Conditionally apply a function with values over a certain value

284 Views Asked by At

I'm sure there is an easy solution to this but I cannot seem to output the correct values. I have a dataframe and I would like to calculate an average based on values above a certain value, in this case 150.

df1 <- as.data.frame(matrix(sample(0:1000, 36*10, replace=TRUE), ncol=1))
df2 <- as.data.frame(matrix(sample(0:500, 36*10, replace=TRUE), ncol=1))
df3 <- as.data.frame(matrix(sample(0:200, 36*10, replace=TRUE), ncol=1))
Example <- cbind(df1,df2,df3)

Similar stuff I've done leads me to think apply may be the most effective way (and I have tried to follow steps from the link below). http://rforpublichealth.blogspot.co.uk/2012/09/the-infamous-apply-function.html.

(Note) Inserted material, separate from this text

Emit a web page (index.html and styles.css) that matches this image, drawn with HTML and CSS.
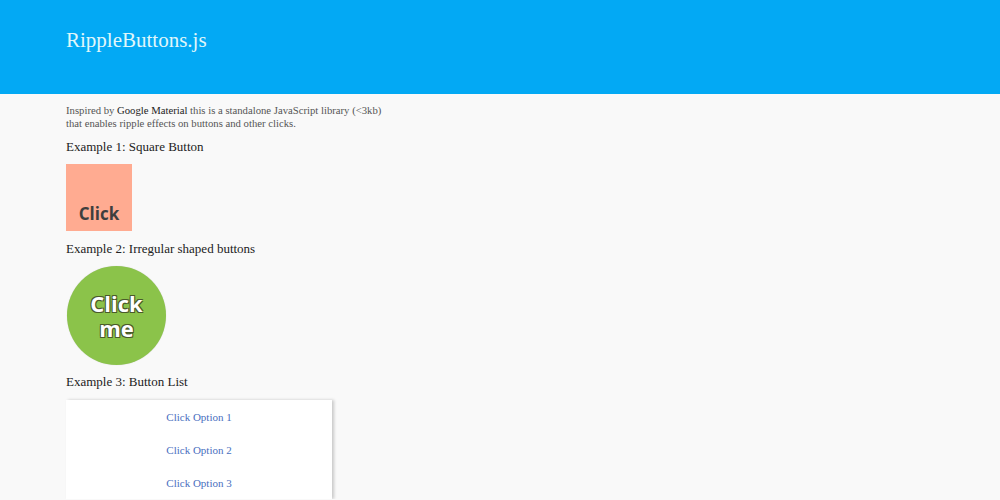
FILE: index.html
```html
<!DOCTYPE html>
<html>
<head>
<meta charset="utf-8">
<link rel="stylesheet" href="styles.css">
</head>
<body>
<header class="header">
  <h1 class="title">RippleButtons.js</h1>
</header>
<main class="content">
  <p class="intro">Inspired by <a class="link" href="#">Google Material</a> this is a standalone JavaScript library (&lt;3kb)<br>that enables ripple effects on buttons and other clicks.</p>
  <h2 class="label">Example 1: Square Button</h2>
  <div class="square"><span>Click</span></div>
  <h2 class="label label-2">Example 2: Irregular shaped buttons</h2>
  <div class="circle"><span>Click<br>me</span></div>
  <h2 class="label">Example 3: Button List</h2>
  <ul class="list">
    <li class="item">Click Option 1</li>
    <li class="item">Click Option 2</li>
    <li class="item">Click Option 3</li>
  </ul>
</main>
</body>
</html>
```
FILE: styles.css
```css
html, body {
  margin: 0;
  padding: 0;
  background: #f9f9f9;
  font-family: "Liberation Serif", "Times New Roman", serif;
  overflow: hidden;
}
.header {
  background: #03a9f4;
  height: 94px;
  padding: 0 66px;
  box-sizing: border-box;
  display: flex;
  align-items: flex-start;
}
.title {
  margin: 28px 0 0 0;
  font-weight: normal;
  font-size: 21px;
  line-height: 24px;
  color: #e0f7fa;
}
.content {
  padding: 0 66px;
}
.intro {
  margin: 10px 0 0 0;
  font-size: 10.7px;
  line-height: 13px;
  color: #555;
}
.link {
  color: #222;
  text-decoration: none;
}
.label {
  margin: 9px 0 9px 0;
  font-weight: normal;
  font-size: 13px;
  line-height: 16px;
  color: #222;
}
.label-2 {
  margin-top: 10px;
}
.square {
  width: 66px;
  height: 67px;
  background: #ffab91;
  display: flex;
  align-items: flex-end;
  justify-content: center;
  box-sizing: border-box;
  padding-bottom: 7px;
}
.square span {
  font-family: "Open Sans", "DejaVu Sans", sans-serif;
  font-weight: bold;
  font-size: 17px;
  line-height: 20px;
  color: #3e3e3e;
}
.circle {
  width: 99px;
  height: 99px;
  margin-left: 1px;
  border-radius: 50%;
  background: #8bc34a;
  display: flex;
  align-items: center;
  justify-content: center;
  box-sizing: border-box;
  padding-top: 1px;
  box-shadow: 0 0 1px rgba(0,0,0,0.2);
}
.circle span {
  font-family: "Open Sans", "DejaVu Sans", sans-serif;
  font-weight: bold;
  font-size: 22px;
  line-height: 25px;
  text-align: center;
  color: #fff;
  text-shadow: 1px 1px 0 #4a5a2a, -1px -1px 0 #4a5a2a, 1px -1px 0 #4a5a2a, -1px 1px 0 #4a5a2a;
}
.list {
  list-style: none;
  margin: 10px 0 0 0;
  padding: 0;
  width: 266px;
  background: #fff;
  box-shadow: 2px 0 3px rgba(0,0,0,0.2);
}
.item {
  height: 33px;
  display: flex;
  align-items: center;
  justify-content: center;
  font-size: 11px;
  color: #4a6fc0;
}
```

However, the outputs from the following code are faulty, with outputs being below 1 in spite of me trying to mean average values above 150.

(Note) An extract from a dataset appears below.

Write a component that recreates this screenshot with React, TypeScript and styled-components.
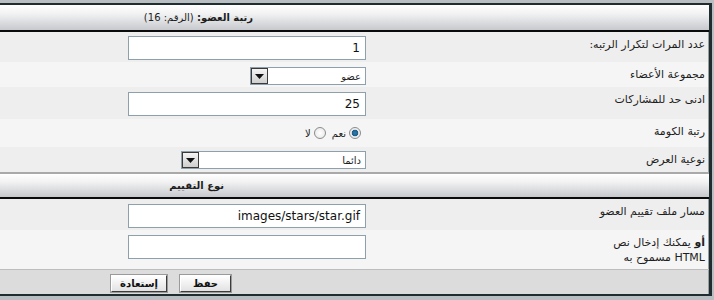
import { FC, ReactNode } from 'react'
import styled, { createGlobalStyle } from 'styled-components'

const Global = createGlobalStyle`
  html, body {
    margin: 0;
    padding: 0;
    background: #b9bec2;
  }
  body {
    font-family: "DejaVu Sans", "Noto Sans", sans-serif;
    font-size: 11px;
    color: #1e1e1e;
  }
`

const Page = styled.div`
  padding: 3px 2px 0 0;
  width: 714px;
  height: 300px;
  box-sizing: border-box;
  overflow: hidden;
`

const Panel = styled.div`
  direction: rtl;
  border-top: 2px solid #1f2c30;
  border-right: 3px solid #1f2c30;
  border-bottom: 2px solid #1f2c30;
  background: #eeeeee;
`

const Head = styled.div<{ $pad: number; $h: number; $top?: boolean }>`
  height: ${(p) => p.$h}px;
  display: flex;
  align-items: center;
  padding-right: ${(p) => p.$pad}px;
  background: linear-gradient(#ffffff 0%, #f2f2f3 35%, #c6c9cd 100%);
  border-top: ${(p) => (p.$top ? '0' : '2px solid #a9a9a9')};
  border-bottom: 2px solid #0b0b0b;
  font-size: 10px;
  white-space: nowrap;
`

const Bold = styled.b`
  font-weight: bold;
`

const Row = styled.div<{ $h: number; $alt?: boolean }>`
  display: flex;
  height: ${(p) => p.$h}px;
  background: ${(p) => (p.$alt ? '#f5f5f5' : '#eeeeee')};
  box-shadow: inset -1px 0 0 #9a9fa3;
`

const Label = styled.div`
  width: 337px;
  padding: 5px 4px 0 0;
  line-height: 15px;
  box-sizing: border-box;
  font-size: 11px;
`

const Field = styled.div<{ $top: number }>`
  flex: 1;
  padding: ${(p) => p.$top}px 6px 0 0;
`

const TextBox = styled.div`
  width: 238px;
  height: 24px;
  box-sizing: border-box;
  border: 1px solid #8fa0ad;
  background: #ffffff;
  display: flex;
  align-items: center;
  padding: 0 5px;
  font-size: 12px;
  direction: rtl;
  color: #111;
`

const Ltr = styled.span`
  direction: ltr;
  unicode-bidi: embed;
`

const Select = styled.div<{ $w: number }>`
  width: ${(p) => p.$w}px;
  height: 18px;
  box-sizing: border-box;
  border: 1px solid #8fa0ad;
  background: #ffffff;
  display: flex;
  align-items: center;
  justify-content: space-between;
  font-size: 10px;
`

const SelectText = styled.span`
  padding-right: 4px;
`

const Arrow = styled.span`
  width: 17px;
  height: 16px;
  box-sizing: border-box;
  border: 1px solid #3a3a3a;
  background: linear-gradient(#f4f4f4, #cfcfcf);
  display: flex;
  align-items: center;
  justify-content: center;
`

const Radios = styled.div`
  display: flex;
  align-items: center;
  gap: 6px;
  padding: 8px 5px 0 0;
  font-size: 10px;
`

const RadioItem = styled.label`
  display: flex;
  align-items: center;
  gap: 3px;
`

const Dot = styled.span<{ $on?: boolean }>`
  width: 12px;
  height: 12px;
  border-radius: 50%;
  box-sizing: border-box;
  border: 1px solid #8b8b8b;
  background: ${(p) =>
    p.$on
      ? 'radial-gradient(circle, #2e7fb0 0, #1d5f8c 3px, #e8e8e8 3.6px, #ffffff 100%)'
      : 'radial-gradient(circle, #ffffff 0, #ececec 70%, #d2d2d2 100%)'};
`

const Footer = styled.div`
  height: 25px;
  border-top: 1px solid #bdbdbd;
  background: #dcdcdc;
  box-shadow: inset -1px 0 0 #9a9fa3;
  display: flex;
  align-items: center;
  gap: 13px;
  padding: 2px 478px 0 0;
  box-sizing: border-box;
`

const Button = styled.button<{ $w: number }>`
  width: ${(p) => p.$w}px;
  height: 17px;
  padding: 0;
  font-family: "DejaVu Sans", sans-serif;
  font-size: 10px;
  font-weight: bold;
  color: #111;
  background: linear-gradient(#ffffff, #e2e2e2);
  border: 1px solid;
  border-color: #ffffff #3c3c3c #3c3c3c #ffffff;
  box-shadow: 0 0 0 1px #9a9a9a;
  display: flex;
  align-items: center;
  justify-content: center;
`

const ArrowIcon: FC = () => (
  <svg width="9" height="5" viewBox="0 0 9 5">
    <path d="M0 0 H9 L4.5 5 Z" fill="#111" />
  </svg>
)

const SelectBox: FC<{ w: number; text: string }> = ({ w, text }) => (
  <Select $w={w}>
    <SelectText>{text}</SelectText>
    <Arrow>
      <ArrowIcon />
    </Arrow>
  </Select>
)

const FormRow: FC<{ label: ReactNode; h: number; top: number; alt?: boolean; children: ReactNode }> = ({
  label,
  h,
  top,
  alt,
  children,
}) => (
  <Row $h={h} $alt={alt}>
    <Label>{label}</Label>
    <Field $top={top}>{children}</Field>
  </Row>
)

const App: FC = () => {
  return (
    <Page>
      <Global />
      <Panel>
        <Head $pad={456} $h={25} $top>
          <Bold>رتبة العضو:</Bold>&nbsp;(الرقم: 16)
        </Head>
        <FormRow label="عدد المرات لتكرار الرتبه:" h={30} top={4}>
          <TextBox>1</TextBox>
        </FormRow>
        <FormRow label="مجموعة الأعضاء" h={25} top={5} alt>
          <SelectBox w={116} text="عضو" />
        </FormRow>
        <FormRow label="ادنى حد للمشاركات" h={32} top={5}>
          <TextBox>25</TextBox>
        </FormRow>
        <FormRow label="رتبة الكومة" h={28} top={0} alt>
          <Radios>
            <RadioItem>
              <Dot $on />
              نعم
            </RadioItem>
            <RadioItem>
              <Dot />
              لا
            </RadioItem>
          </Radios>
        </FormRow>
        <FormRow label="نوعية العرض" h={25} top={4}>
          <SelectBox w={185} text="دائما" />
        </FormRow>
        <Head $pad={485} $h={23}>
          <Bold>نوع التقييم</Bold>
        </Head>
        <FormRow label="مسار ملف تقييم العضو" h={31} top={5}>
          <TextBox>
            <Ltr>images/stars/star.gif</Ltr>
          </TextBox>
        </FormRow>
        <FormRow
          label={
            <>
              <Bold>أو</Bold> يمكنك إدخال نص
              <br />
              HTML مسموح به
            </>
          }
          h={39}
          top={5}
          alt
        >
          <TextBox />
        </FormRow>
        <Footer>
          <Button $w={51}>حفظ</Button>
          <Button $w={56}>إستعادة</Button>
        </Footer>
      </Panel>
    </Page>
  )
}

export default App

test<- apply(Example,2,function(x) {mean(x > 150)})

Any help would be highly appreciated thank you!

3

There are 3 best solutions below

1
On BEST ANSWER

You were close, but need to do mean(x[x > 150]) rather than mean(x > 150):

test<- apply(Example,2,function(x) {mean(x[x > 150])})

This works because x[x > 150] says "take all values of x where x is above 150".

1
On

For the mean of all the values.

mean(as.matrix(Example)[as.matrix(Example) > 150])
[1] 426.0402

By column

sapply(Example, function(x) mean(x[x > 150]))
      V1       V1       V1 
575.6926 332.9713 175.6809 
1
On

A faster option is to use matrix subsetting to select the right values before computing mean by column :

ids <- which(Example>150,arr.ind=T)  ## first all right values are selected 
sapply(seq_len(ncol(Example)),       ## compute mean for each column
        function(x)mean(Example[ids[ids[,2]==x,]]))